Whether you’re a veteran bettor who needs a refresher course or you’re just starting to dip your toes in the water, here’s the information you need to know about placing sports wagers in Michigan.
First and foremost is the aforementioned bonus codes. Especially if you’re new to the world of mobile betting, sportsbooks and online casinos in Michigan offer lots of promotions like risk-free first bets and deposit matches to get you interested in making wagers and to give a little advantage to the wary bettor. Even if you’ve been placing wagers for a long time, some of the sportsbooks will still run promotions that you can take part in from time to time, especially ahead of big events like March Madness or the Super Bowl. Keep your eyes peeled for odds boosts and things of the sort that can sweeten the deal.
Another important thing to keep in mind is how taxes work for gambling. Unlike when you make a purchase at a store, state and federal taxes aren’t automatically deducted from the bets you win: if you win a bet today, you’ll have to set some of your winnings aside until tax forms come out in 2024, because they count as taxable income. Some municipalities levy local income taxes too, so you may have to set aside a bit more depending where you live.
If you make more than $600 for the year through sports betting, the casino you placed the bets with should automatically send you a form 1099-MISC. The lone exception to the delay is if you make (and win) a massive wager: operators are required to withhold the 24 percent federal tax rate and the state of Michigan’s 4.25% rate if you win more than $5000 and the amount you won is at least 300 times larger than the amount you wagered.

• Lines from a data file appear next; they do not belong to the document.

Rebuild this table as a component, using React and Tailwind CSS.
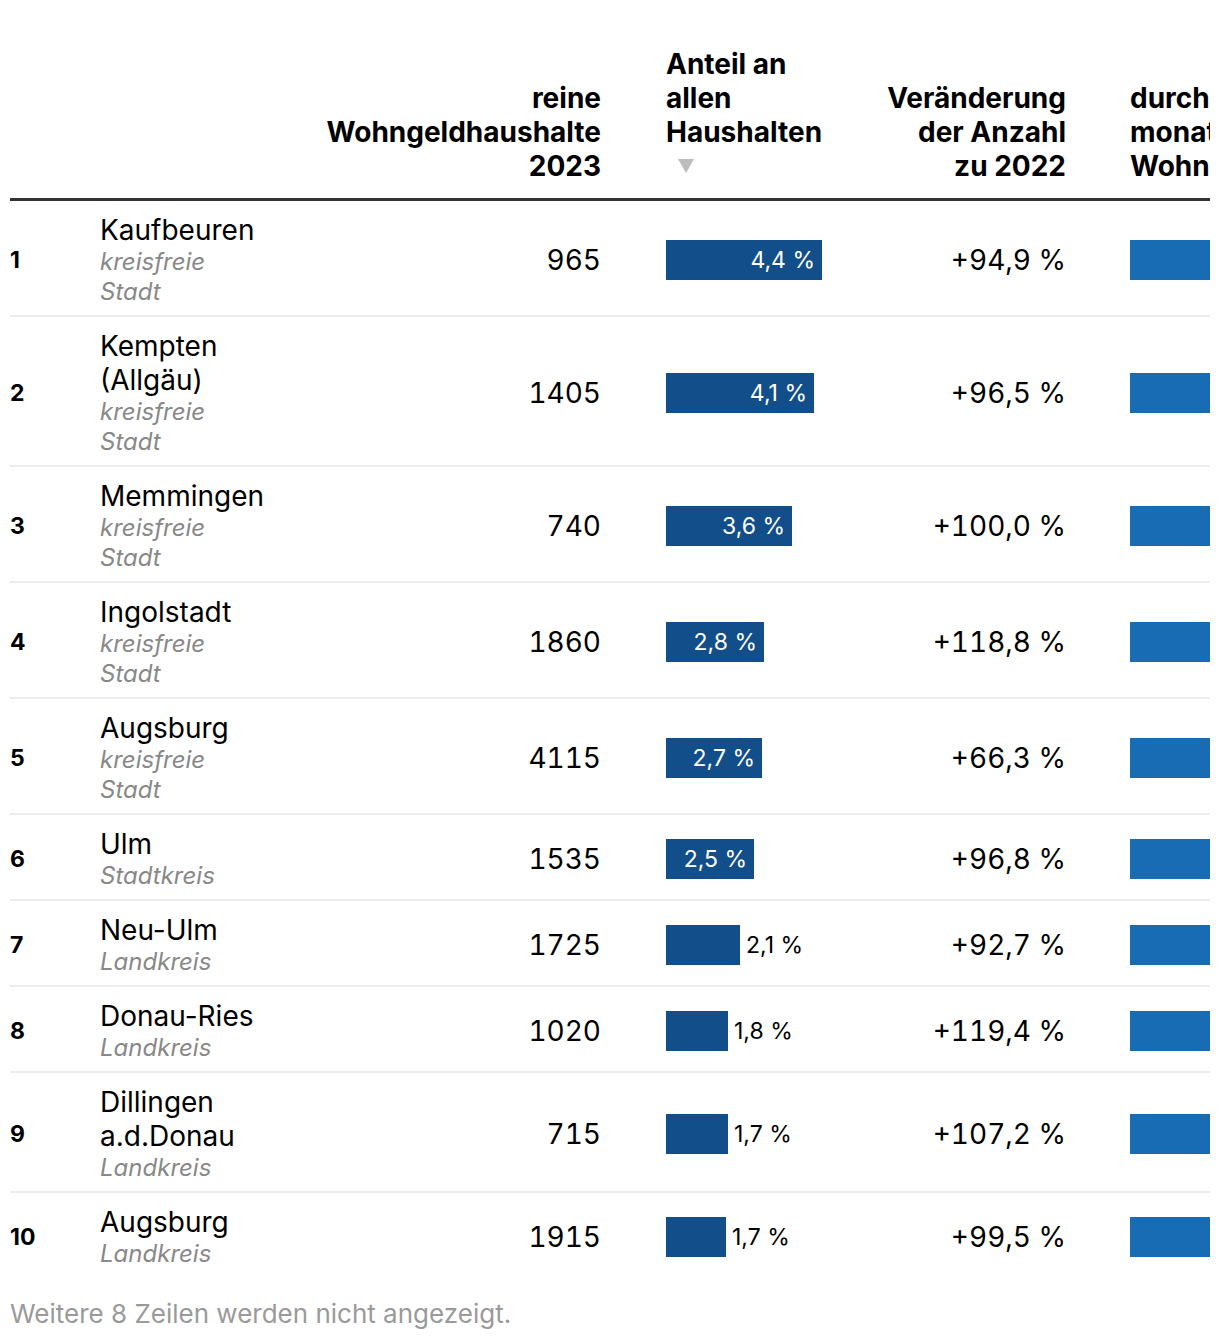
const rows = [
  { rank: 1, name: "Kaufbeuren", type: "kreisfreie Stadt", count: "965", share: "4,4 %", bar: 156, change: "+94,9 %" },
  { rank: 2, name: "Kempten (Allgäu)", type: "kreisfreie Stadt", count: "1405", share: "4,1 %", bar: 148, change: "+96,5 %" },
  { rank: 3, name: "Memmingen", type: "kreisfreie Stadt", count: "740", share: "3,6 %", bar: 126, change: "+100,0 %" },
  { rank: 4, name: "Ingolstadt", type: "kreisfreie Stadt", count: "1860", share: "2,8 %", bar: 98, change: "+118,8 %" },
  { rank: 5, name: "Augsburg", type: "kreisfreie Stadt", count: "4115", share: "2,7 %", bar: 96, change: "+66,3 %" },
  { rank: 6, name: "Ulm", type: "Stadtkreis", count: "1535", share: "2,5 %", bar: 88, change: "+96,8 %" },
  { rank: 7, name: "Neu-Ulm", type: "Landkreis", count: "1725", share: "2,1 %", bar: 74, change: "+92,7 %" },
  { rank: 8, name: "Donau-Ries", type: "Landkreis", count: "1020", share: "1,8 %", bar: 62, change: "+119,4 %" },
  { rank: 9, name: "Dillingen a.d.Donau", type: "Landkreis", count: "715", share: "1,7 %", bar: 62, change: "+107,2 %" },
  { rank: 10, name: "Augsburg", type: "Landkreis", count: "1915", share: "1,7 %", bar: 60, change: "+99,5 %" },
]

const cols = "grid grid-cols-[90px_180px_321px_240px_225px_400px]"

function App() {
  return (
    <div className="bg-white min-h-[1340px] pl-[10px] pt-[47px] font-['Inter','Liberation_Sans',sans-serif] text-black">
      <div className="w-[1200px] overflow-hidden">
        <div className="w-[1456px]">
          {/* Kopfzeile */}
          <div className={`${cols} items-end pb-[15px] border-b-[3px] border-[#333] text-[28px] leading-[34px] font-bold`}>
            <div />
            <div />
            <div className="text-right whitespace-nowrap">
              reine
              <br />
              Wohngeldhaushalte
              <br />
              2023
            </div>
            <div className="pl-[65px] whitespace-nowrap">
              Anteil an
              <br />
              allen
              <br />
              Haushalten
              <div className="h-[34px] flex items-center pl-[12px]">
                <svg width="16" height="14" viewBox="0 0 16 14">
                  <polygon points="0,0 16,0 8,14" fill="#bdbdbd" />
                </svg>
              </div>
            </div>
            <div className="text-right whitespace-nowrap">
              Veränderung
              <br />
              der Anzahl
              <br />
              zu 2022
            </div>
            <div className="pl-[64px] whitespace-nowrap">
              durchschnittlicher
              <br />
              monatlicher
              <br />
              Wohngeldanspruch
            </div>
          </div>

          {/* Zeilen */}
          {rows.map((row, i) => (
            <div
              key={row.rank}
              className={`${cols} items-center ${i < rows.length - 1 ? 'border-b-2 border-[#ececec]' : ''}`}
            >
              <div className="pt-[4px] text-[23px] font-bold">{row.rank}</div>
              <div className="pt-[12px] pb-[8px] pr-[8px]">
                <div className="text-[28px] leading-[34px]">{row.name}</div>
                <div className="text-[24px] leading-[30px] italic text-[#888]">{row.type}</div>
              </div>
              <div className="pt-[4px] text-right text-[28px] tabular-nums">{row.count}</div>
              <div className="pt-[4px] pl-[65px] flex items-center">
                {row.bar >= 88 ? (
                  <div
                    className="h-[40px] bg-[#124e89] flex items-center justify-end pr-[7px] text-white text-[23px]"
                    style={{ width: row.bar }}
                  >
                    {row.share}
                  </div>
                ) : (
                  <>
                    <div className="h-[40px] bg-[#124e89]" style={{ width: row.bar }} />
                    <span className="ml-[6px] text-[23px]">{row.share}</span>
                  </>
                )}
              </div>
              <div className="pt-[4px] text-right text-[28px] tabular-nums">{row.change}</div>
              <div className="pt-[4px] pl-[64px]">
                <div className="h-[40px] w-[200px] bg-[#176cb4]" />
              </div>
            </div>
          ))}
        </div>
      </div>

      <p className="mt-[22px] text-[26px] leading-[30px] text-[#9a9a9a]">
        Weitere 8 Zeilen werden nicht angezeigt.
      </p>
    </div>
  )
}

export default App
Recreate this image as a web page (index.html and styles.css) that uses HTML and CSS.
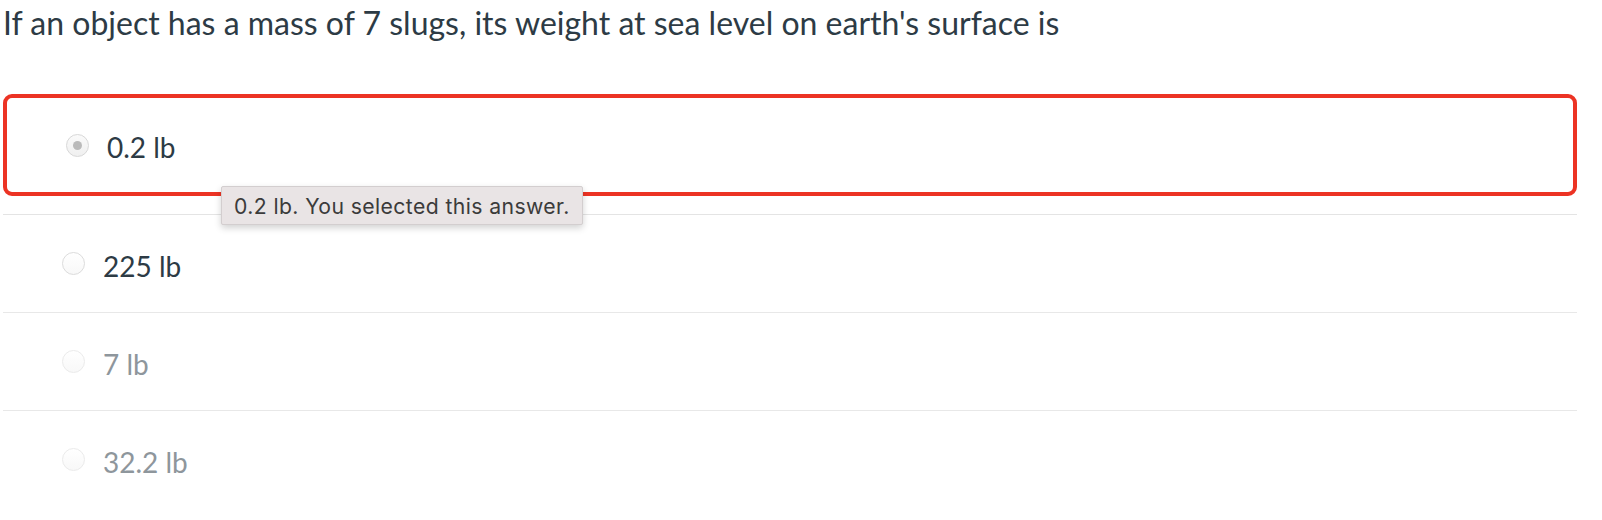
FILE: index.html
```html
<!DOCTYPE html>
<html lang="en">
<head>
<meta charset="utf-8">
<title>Quiz question</title>
<link rel="stylesheet" href="styles.css">
</head>
<body>
<div class="question">
  <h1 class="question-text">If an object has a mass of 7 slugs, its weight at sea level on earth's surface is</h1>
  <div class="answers">
    <div class="answer-selected-wrap">
      <div class="answer answer-selected">
        <span class="radio radio-checked"><span class="radio-dot"></span></span>
        <span class="answer-label">0.2 lb</span>
      </div>
      <div class="tooltip">0.2 lb. You selected this answer.</div>
    </div>
    <div class="answer answer-row">
      <span class="radio"></span>
      <span class="answer-label">225 lb</span>
    </div>
    <div class="answer answer-row answer-muted">
      <span class="radio radio-muted"></span>
      <span class="answer-label">7 lb</span>
    </div>
    <div class="answer answer-row answer-muted answer-last">
      <span class="radio radio-muted"></span>
      <span class="answer-label">32.2 lb</span>
    </div>
  </div>
</div>
</body>
</html>
```

FILE: styles.css
```css
html, body {
  margin: 0;
  padding: 0;
  background: #ffffff;
}

body {
  font-family: "Lato", "Noto Sans", sans-serif;
  color: #2d3b45;
}

.question {
  width: 1574px;
  padding-left: 3px;
}

.question-text {
  margin: 4px 0 0 0;
  font-size: 32px;
  font-weight: 400;
  line-height: 1.2;
  color: #2d3b45;
}

.answers {
  margin-top: 52px;
}

.answer-selected-wrap {
  position: relative;
  padding-bottom: 18px;
  border-bottom: 1px solid #e4e4e4;
}

.answer {
  display: flex;
  align-items: center;
  gap: 18px;
  font-size: 28px;
}

.answer-selected {
  height: 94px;
  border: 4px solid #ec3324;
  border-radius: 9px;
  padding-left: 59px;
}

.answer-row {
  height: 97px;
  padding-left: 59px;
  border-bottom: 1px solid #e8e8e8;
}

.answer-last {
  border-bottom-color: transparent;
}

.answer-muted {
  color: #8e969c;
}

.radio {
  width: 23px;
  height: 23px;
  box-sizing: border-box;
  border-radius: 50%;
  border: 1px solid #dcdcdc;
  background: linear-gradient(#ffffff, #f8f8f8);
  display: flex;
  align-items: center;
  justify-content: center;
  flex: none;
}

.radio-checked {
  border-color: #d8d8d8;
  background: linear-gradient(#fafafa, #f0f0f0);
}

.radio-muted {
  border-color: #ebebeb;
}

.radio-dot {
  width: 9px;
  height: 9px;
  border-radius: 50%;
  background: #bababa;
}

.answer-label {
  line-height: 1;
  margin-top: 4px;
}

.tooltip {
  position: absolute;
  left: 218px;
  top: 92px;
  height: 39px;
  box-sizing: border-box;
  padding: 0 12px;
  display: flex;
  align-items: center;
  background: #e9e4e5;
  border: 1px solid #d3cecf;
  border-radius: 2px;
  box-shadow: 0 3px 7px rgba(0, 0, 0, 0.18);
  font-family: "Inter", "Liberation Sans", sans-serif;
  font-size: 21.2px;
  letter-spacing: 0.4px;
  color: #3b3b3b;
  white-space: nowrap;
}
```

Tax day isn’t all bad for sports gamblers, though. Just as the government can tax you on your winnings, you can write off and deduct your losses. Of course, that means you have to lose a bet (which isn’t an inviting scenario) but at least there is a financial windfall if you don’t win.
One nice thing is that Michigan has one of the lowest gaming taxes in the entire United States: compare their 4.25 percent to the state of New York’s lofty 36 percent levy and breathe a sigh of relief.That comparatively minuscule rate (combined with Michigan’s large population, the tenth-largest in the US) is part of what’s helped the sports gambling industry to explode in the Great Lakes State.

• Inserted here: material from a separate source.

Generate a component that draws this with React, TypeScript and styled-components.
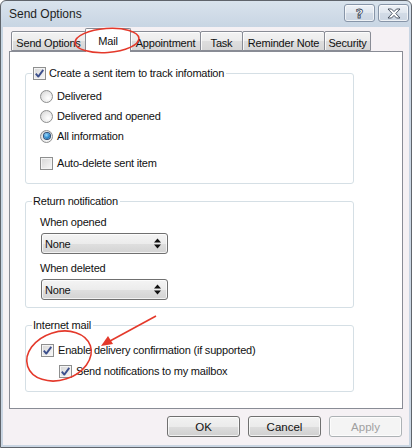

In 2022, Michigan casinos reported nearly $2 billion handled in sports bets placed. That’s no small number, especially when you consider that Michiganders spent nearly $5 billion on lottery tickets last year. The sports gambling industry is already well on its way to catching up with entrenched industries like the state lottery in a mere fraction of the time.
Michigan got off to a fast start this year too: sportsbooks fielded $498 million in bets in January, as the state put up nearly one quarter of last year’s handle in just one month: that’ll slow down a bit in the dead time following the Super Bowl and March Madness, but expect records to continue to fall this year, especially if the Lions’ season turns out well.